### What is needed
From the entries below, copy out every line with "components" in it.

### Dataset content
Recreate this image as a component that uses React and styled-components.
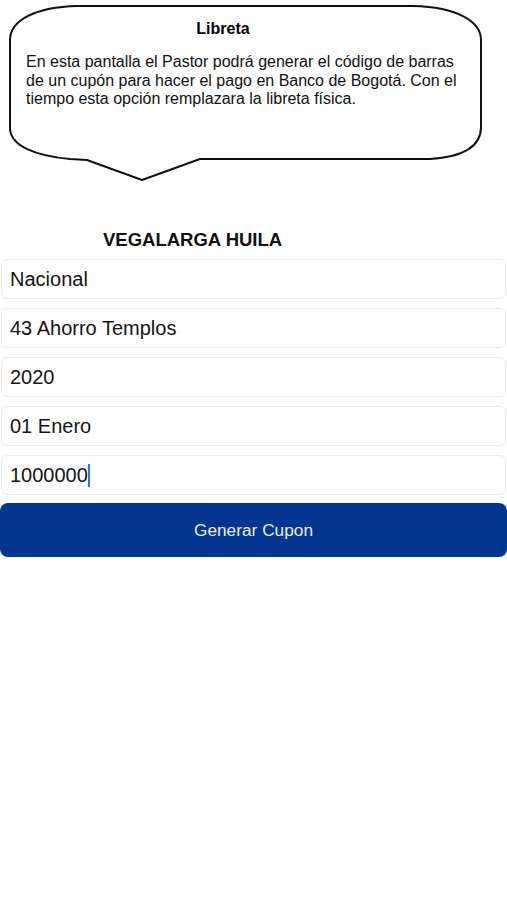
import React from "react";
import styled, { createGlobalStyle } from "styled-components";

const Global = createGlobalStyle`
  html, body { margin: 0; padding: 0; background: #ffffff; }
  body { font-family: "Liberation Sans", Arial, sans-serif; }
`;

const Page = styled.div`
  width: 507px;
  min-height: 900px;
  background: #ffffff;
  display: flex;
  flex-direction: column;
`;

const Bubble = styled.section`
  position: relative;
  height: 186px;
  padding: 19px 0 0 26px;
  box-sizing: border-box;
`;

const BubbleShape = styled.svg`
  position: absolute;
  left: 0;
  top: 0;
  z-index: 0;
`;

const BubbleTitle = styled.h2`
  position: relative;
  margin: 0;
  width: 394px;
  text-align: center;
  font-family: "Liberation Sans", Arial, sans-serif;
  font-weight: 700;
  font-size: 16px;
  line-height: 19px;
  color: #000;
`;

const BubbleText = styled.p`
  position: relative;
  margin: 15px 0 0;
  font-family: "Liberation Sans", Arial, sans-serif;
  font-size: 16px;
  line-height: 18.5px;
  color: #111;
  white-space: nowrap;
`;

const Title = styled.h1`
  margin: 43px 0 8px;
  padding-left: 103px;
  font-family: "Liberation Sans", Arial, sans-serif;
  font-weight: 700;
  font-size: 18.5px;
  line-height: 22px;
  color: #111;
`;

const Form = styled.div`
  display: flex;
  flex-direction: column;
  gap: 9px;
  padding: 0 1px;
`;

const Field = styled.div`
  height: 40px;
  box-sizing: border-box;
  border: 1px solid #ebebeb;
  border-radius: 6px;
  box-shadow: 0 0 1px rgba(0, 0, 0, 0.04);
  display: flex;
  align-items: center;
  padding-left: 8px;
  font-family: "Liberation Sans", Arial, sans-serif;
  font-size: 20px;
  color: #141414;
`;

const Caret = styled.span`
  display: inline-block;
  width: 2px;
  height: 23px;
  background: #3b6fe0;
`;

const Button = styled.button`
  margin: 8px 0 0;
  height: 54px;
  width: 507px;
  border: none;
  border-radius: 8px;
  background: #033690;
  color: #e9eef8;
  font-family: "Liberation Sans", Arial, sans-serif;
  font-size: 17.3px;
  cursor: pointer;
`;

const fields = ["Nacional", "43 Ahorro Templos", "2020", "01 Enero"];

export default function App() {
  return (
    <Page>
      <Global />
      <Bubble>
        <BubbleShape width="507" height="186" viewBox="0 0 507 186">
          <path
            d="M 77 6 L 413 6 C 458 7, 481 22, 481 40 L 481 127 C 481 147, 462 157, 430 159 L 200 159 L 142 180 L 87 160 L 70 159 C 36 156, 10 146, 10 128 L 10 40 C 10 20, 36 7, 77 6 Z"
            fill="#ffffff"
            stroke="#111"
            strokeWidth="2"
            strokeLinejoin="round"
          />
        </BubbleShape>
        <BubbleTitle>Libreta</BubbleTitle>
        <BubbleText>
          En esta pantalla el Pastor podrá generar el código de barras
          <br />
          de un cupón para hacer el pago en Banco de Bogotá. Con el
          <br />
          tiempo esta opción remplazara la libreta física.
        </BubbleText>
      </Bubble>
      <Title>VEGALARGA HUILA</Title>
      <Form>
        {fields.map((f) => (
          <Field key={f}>{f}</Field>
        ))}
        <Field>
          1000000
          <Caret />
        </Field>
      </Form>
      <Button>Generar Cupon</Button>
    </Page>
  );
}
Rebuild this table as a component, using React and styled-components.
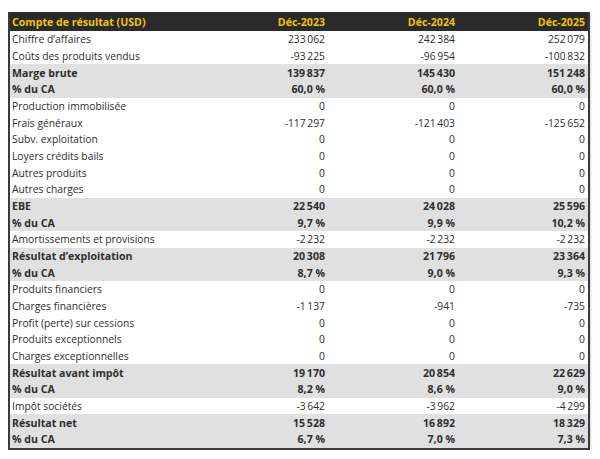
import React from 'react';
import styled, { createGlobalStyle } from 'styled-components';

const GlobalStyle = createGlobalStyle`
  body {
    margin: 0;
    background: #ffffff;
    font-family: "Open Sans", "Liberation Sans", sans-serif;
  }
`;

const Page = styled.div`
  padding: 12px 10px 0 8px;
`;

const Table = styled.div`
  width: 582px;
  box-sizing: border-box;
  border: 2px solid #3a3a3a;
  border-top: none;
  box-shadow: 1px 1px 2px rgba(0, 0, 0, 0.15);
`;

const Row = styled.div`
  display: grid;
  grid-template-columns: 188px 130px 130px 130px;
  height: ${(p) => (p.$head ? '19px' : '16.68px')};
  align-items: center;
  background: ${(p) => (p.$head ? '#2a2a2a' : p.$bold ? '#e0e0e0' : '#ffffff')};
  color: ${(p) => (p.$head ? '#f2c500' : '#2e2e2e')};
  font-weight: ${(p) => (p.$head || p.$bold ? 700 : 400)};
  font-size: ${(p) => (p.$head || p.$bold ? '10.6px' : '10.3px')};
`;

const Label = styled.div`
  padding-left: 2px;
  white-space: nowrap;
`;

const Num = styled.div`
  text-align: right;
  padding-right: 3px;
  white-space: nowrap;
`;

const rows = [
  ['Chiffre d\u2019affaires', '233\u2009062', '242\u2009384', '252\u2009079'],
  ['Coûts des produits vendus', '-93\u2009225', '-96\u2009954', '-100\u2009832'],
  ['Marge brute', '139\u2009837', '145\u2009430', '151\u2009248', true],
  ['% du CA', '60,0 %', '60,0 %', '60,0 %', true],
  ['Production immobilisée', '0', '0', '0'],
  ['Frais généraux', '-117\u2009297', '-121\u2009403', '-125\u2009652'],
  ['Subv. exploitation', '0', '0', '0'],
  ['Loyers crédits bails', '0', '0', '0'],
  ['Autres produits', '0', '0', '0'],
  ['Autres charges', '0', '0', '0'],
  ['EBE', '22\u2009540', '24\u2009028', '25\u2009596', true],
  ['% du CA', '9,7 %', '9,9 %', '10,2 %', true],
  ['Amortissements et provisions', '-2\u2009232', '-2\u2009232', '-2\u2009232'],
  ['Résultat d\u2019exploitation', '20\u2009308', '21\u2009796', '23\u2009364', true],
  ['% du CA', '8,7 %', '9,0 %', '9,3 %', true],
  ['Produits financiers', '0', '0', '0'],
  ['Charges financières', '-1\u2009137', '-941', '-735'],
  ['Profit (perte) sur cessions', '0', '0', '0'],
  ['Produits exceptionnels', '0', '0', '0'],
  ['Charges exceptionnelles', '0', '0', '0'],
  ['Résultat avant impôt', '19\u2009170', '20\u2009854', '22\u2009629', true],
  ['% du CA', '8,2 %', '8,6 %', '9,0 %', true],
  ['Impôt sociétés', '-3\u2009642', '-3\u2009962', '-4\u2009299'],
  ['Résultat net', '15\u2009528', '16\u2009892', '18\u2009329', true],
  ['% du CA', '6,7 %', '7,0 %', '7,3 %', true],
];

const App = () => {
  return (
    <Page>
      <GlobalStyle />
      <Table>
        <Row $head>
          <Label>Compte de résultat (USD)</Label>
          <Num>Déc-2023</Num>
          <Num>Déc-2024</Num>
          <Num>Déc-2025</Num>
        </Row>
        {rows.map(([label, a, b, c, bold], i) => (
          <Row key={i} $bold={bold}>
            <Label>{label}</Label>
            <Num>{a}</Num>
            <Num>{b}</Num>
            <Num>{c}</Num>
          </Row>
        ))}
      </Table>
    </Page>
  );
};

export default App;
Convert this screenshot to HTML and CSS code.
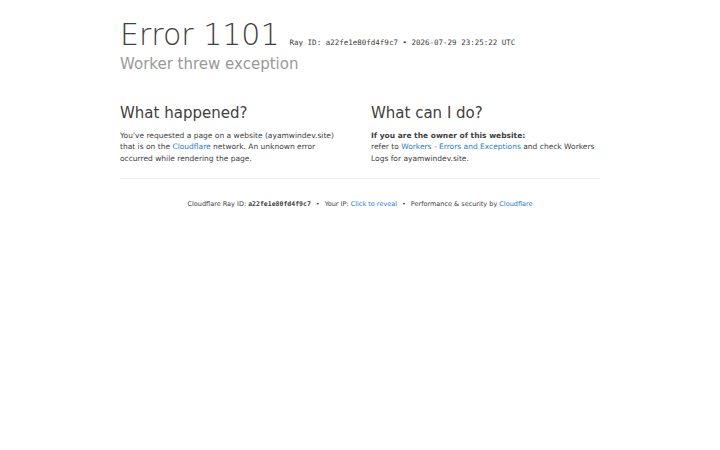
FILE: index.html
```html
<!DOCTYPE html>
<html>
<head>
<meta charset="utf-8">
<link rel="stylesheet" href="styles.css">
</head>
<body>
<div class="wrap">
  <header class="head">
    <h1 class="title"><span class="code">Error 1101</span><span class="ray">Ray ID: a22fe1e80fd4f9c7 &bull; 2026-07-29 23:25:22 UTC</span></h1>
    <h2 class="sub">Worker threw exception</h2>
  </header>
  <section class="cols">
    <div class="col col-left">
      <h2 class="h">What happened?</h2>
      <p class="p">You've requested a page on a website (ayamwindev.site) that is on the <a class="lnk">Cloudflare</a> network. An unknown error occurred while rendering the page.</p>
    </div>
    <div class="col col-right">
      <h2 class="h">What can I do?</h2>
      <p class="p"><strong>If you are the owner of this website:</strong><br>refer to <a class="lnk">Workers - Errors and Exceptions</a> and check Workers Logs for ayamwindev.site.</p>
    </div>
  </section>
  <footer class="foot">
    Cloudflare Ray ID: <strong class="mono">a22fe1e80fd4f9c7</strong><span class="sep">&bull;</span>Your IP: <a class="lnk">Click to reveal</a><span class="sep">&bull;</span>Performance &amp; security by <a class="lnk">Cloudflare</a>
  </footer>
</div>
</body>
</html>
```
FILE: styles.css
```css
html, body { margin: 0; padding: 0; background: #fff; }
body { font-family: "DejaVu Sans", sans-serif; color: #404040; }
.wrap { width: 480px; margin: 0 auto; padding-top: 22px; }
.title { margin: 0; font-weight: 200; font-size: 30px; line-height: 25px; color: #404040; display: flex; align-items: baseline; }
.code { font-family: "DejaVu Sans ExtraLight", "DejaVu Sans", sans-serif; font-weight: 200; }
.ray { font-family: "DejaVu Sans Mono", monospace; font-size: 7.5px; font-weight: normal; margin-left: 10px; color: #404040; }
.sub { margin: 0; font-weight: normal; font-size: 15px; line-height: 18px; color: #999; }
.cols { display: grid; grid-template-columns: 251px 1fr; margin-top: 31px; padding-bottom: 14px; border-bottom: 1px solid #eee; }
.col-left { padding-right: 22px; }
.col-right { padding-right: 2px; }
.h { margin: 0; font-weight: normal; font-size: 15px; line-height: 18px; color: #404040; }
.p { margin: 8px 0 0; font-size: 7.5px; line-height: 11.25px; color: #404040; }
.p strong { font-weight: bold; }
.lnk { color: #2f7bbf; text-decoration: none; }
.foot { text-align: center; font-size: 6.5px; line-height: 10px; padding-top: 20px; color: #404040; }
.mono { font-family: "DejaVu Sans Mono", monospace; font-weight: bold; }
.sep { margin: 0 5px; }
```
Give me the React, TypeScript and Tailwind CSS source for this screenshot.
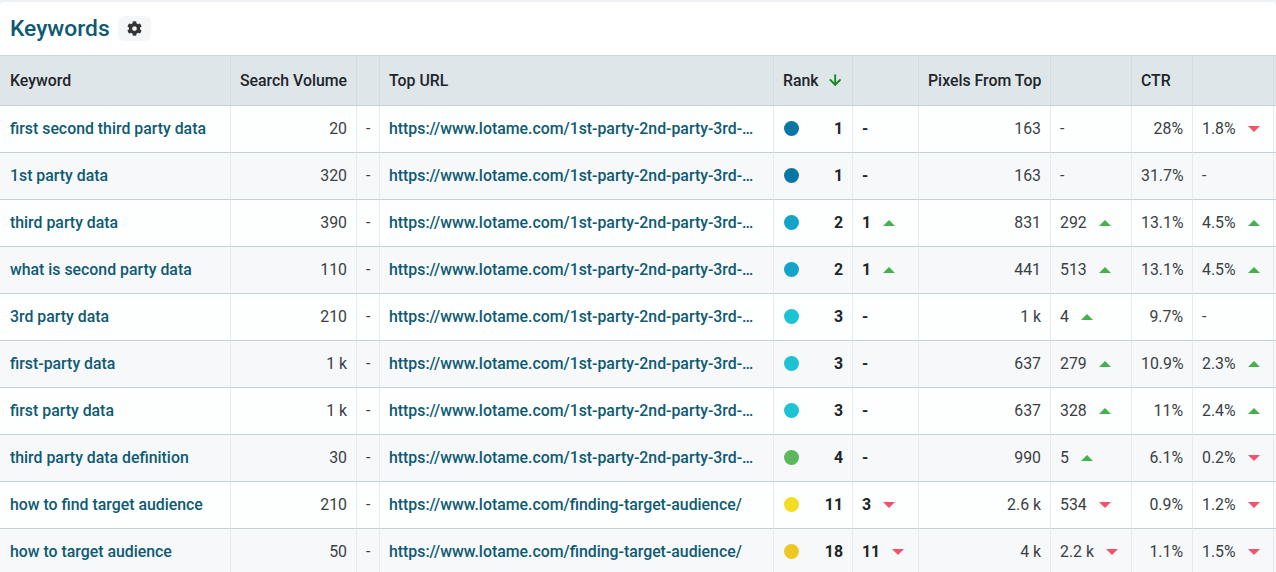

### The result
Recreate this image as a component that uses React and styled-components.
import styled, { createGlobalStyle } from "styled-components";
Rebuild this table as a component, using React and styled-components.
import styled, { createGlobalStyle } from 'styled-components';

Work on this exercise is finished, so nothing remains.